Written task
Quote the entries word for word. Omit the pictures.
START Record excerpts
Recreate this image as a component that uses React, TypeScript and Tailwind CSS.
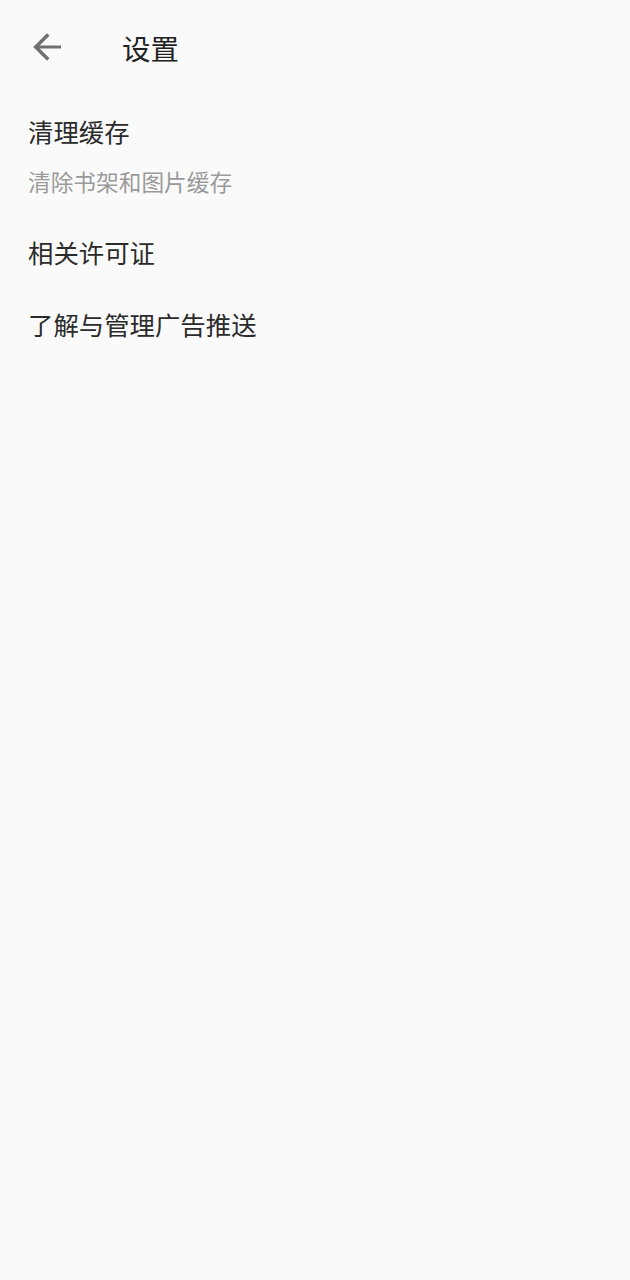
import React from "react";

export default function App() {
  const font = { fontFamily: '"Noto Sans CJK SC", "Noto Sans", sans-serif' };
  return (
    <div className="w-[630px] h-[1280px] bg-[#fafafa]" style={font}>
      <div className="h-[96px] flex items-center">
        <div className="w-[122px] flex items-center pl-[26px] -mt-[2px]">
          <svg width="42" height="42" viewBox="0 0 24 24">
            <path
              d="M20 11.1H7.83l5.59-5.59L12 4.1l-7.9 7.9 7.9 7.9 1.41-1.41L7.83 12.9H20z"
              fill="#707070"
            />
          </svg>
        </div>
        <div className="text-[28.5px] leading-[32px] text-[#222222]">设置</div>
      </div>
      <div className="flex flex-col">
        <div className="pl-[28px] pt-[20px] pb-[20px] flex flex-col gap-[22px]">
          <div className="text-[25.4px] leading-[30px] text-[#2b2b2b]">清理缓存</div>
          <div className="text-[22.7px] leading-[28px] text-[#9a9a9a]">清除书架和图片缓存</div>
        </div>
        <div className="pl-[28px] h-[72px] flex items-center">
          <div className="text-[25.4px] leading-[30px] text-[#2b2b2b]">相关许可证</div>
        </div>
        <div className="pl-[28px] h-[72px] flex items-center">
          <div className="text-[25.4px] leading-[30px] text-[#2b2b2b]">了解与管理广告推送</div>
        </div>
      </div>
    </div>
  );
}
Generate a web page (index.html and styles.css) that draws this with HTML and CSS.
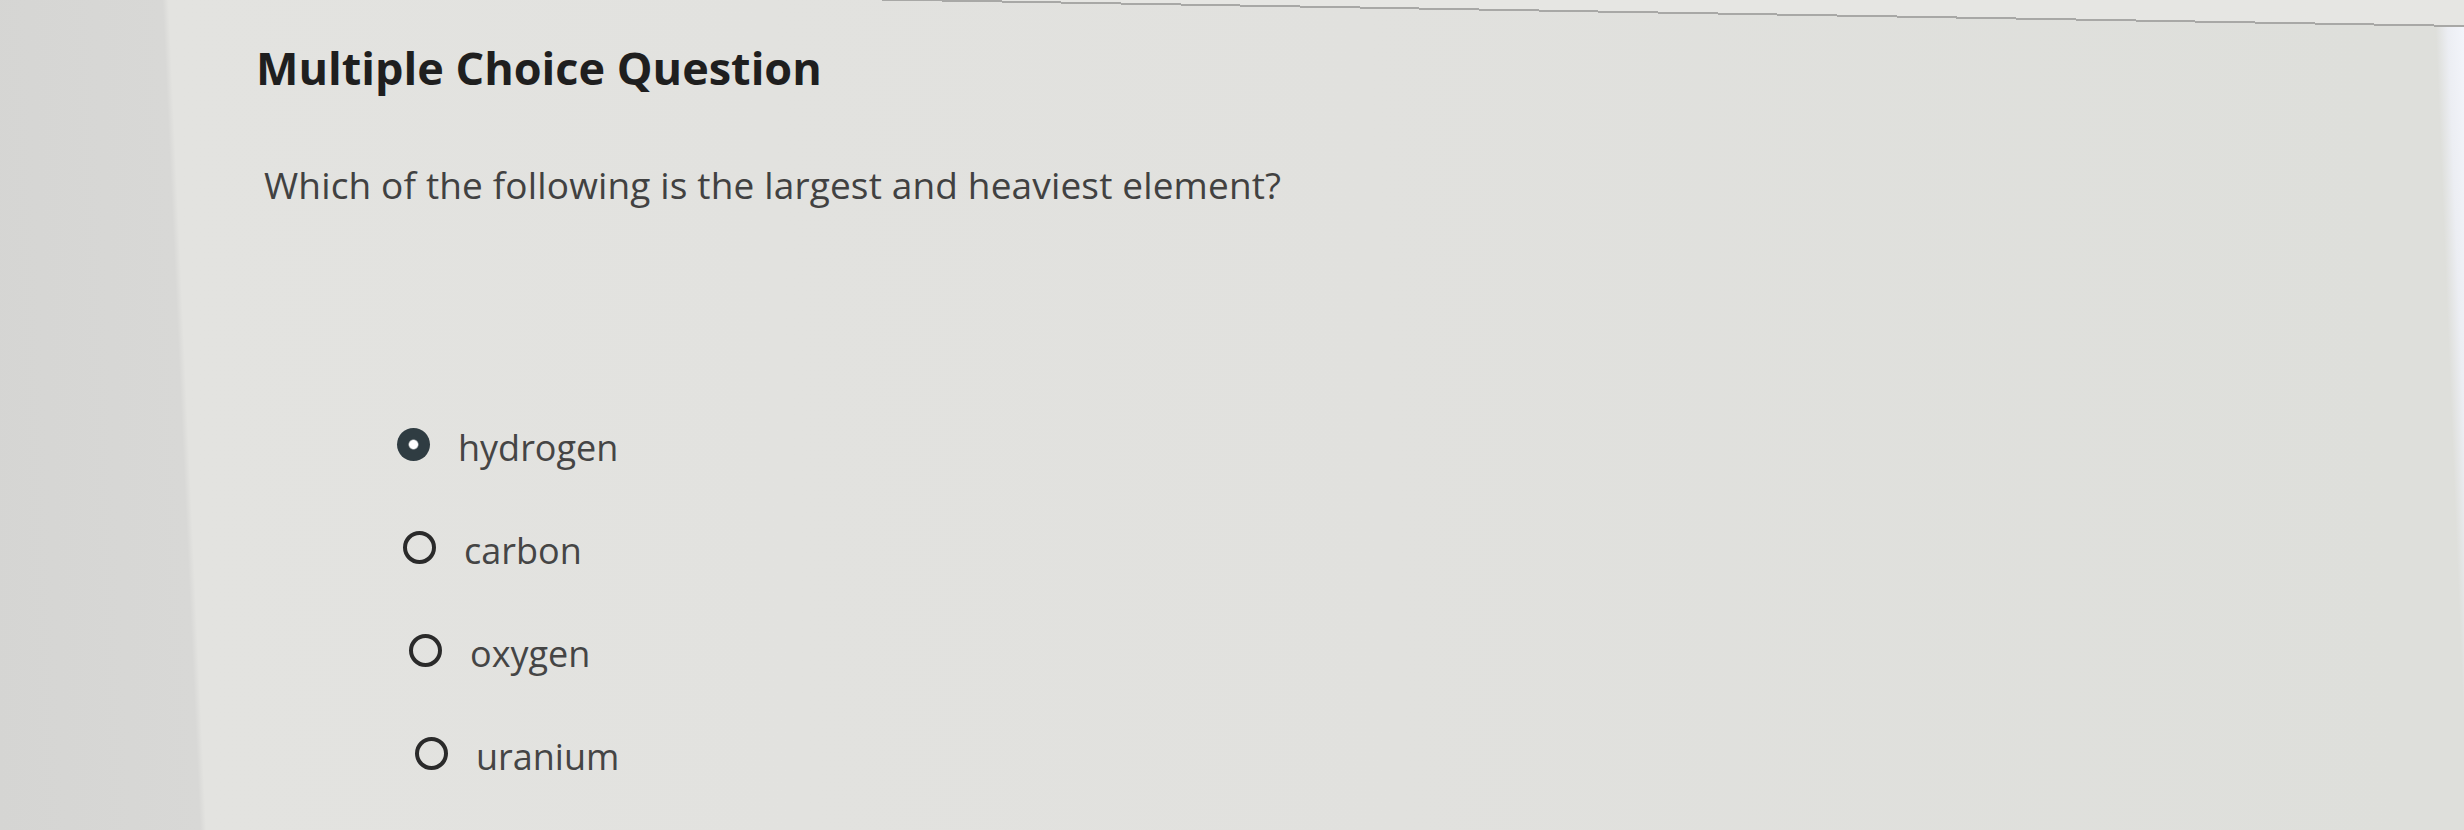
END Record excerpts
Written response
Recreate this image as a component that uses React, TypeScript and Tailwind CSS.
import React from "react";

export default function App() {
  const font = { fontFamily: '"Noto Sans CJK SC", "Noto Sans", sans-serif' };
  return (
    <div className="w-[630px] h-[1280px] bg-[#fafafa]" style={font}>
      <div className="h-[96px] flex items-center">
        <div className="w-[122px] flex items-center pl-[26px] -mt-[2px]">
          <svg width="42" height="42" viewBox="0 0 24 24">
            <path
              d="M20 11.1H7.83l5.59-5.59L12 4.1l-7.9 7.9 7.9 7.9 1.41-1.41L7.83 12.9H20z"
              fill="#707070"
            />
          </svg>
        </div>
        <div className="text-[28.5px] leading-[32px] text-[#222222]">设置</div>
      </div>
      <div className="flex flex-col">
        <div className="pl-[28px] pt-[20px] pb-[20px] flex flex-col gap-[22px]">
          <div className="text-[25.4px] leading-[30px] text-[#2b2b2b]">清理缓存</div>
          <div className="text-[22.7px] leading-[28px] text-[#9a9a9a]">清除书架和图片缓存</div>
        </div>
        <div className="pl-[28px] h-[72px] flex items-center">
          <div className="text-[25.4px] leading-[30px] text-[#2b2b2b]">相关许可证</div>
        </div>
        <div className="pl-[28px] h-[72px] flex items-center">
          <div className="text-[25.4px] leading-[30px] text-[#2b2b2b]">了解与管理广告推送</div>
        </div>
      </div>
    </div>
  );
}
Generate a web page (index.html and styles.css) that draws this with HTML and CSS.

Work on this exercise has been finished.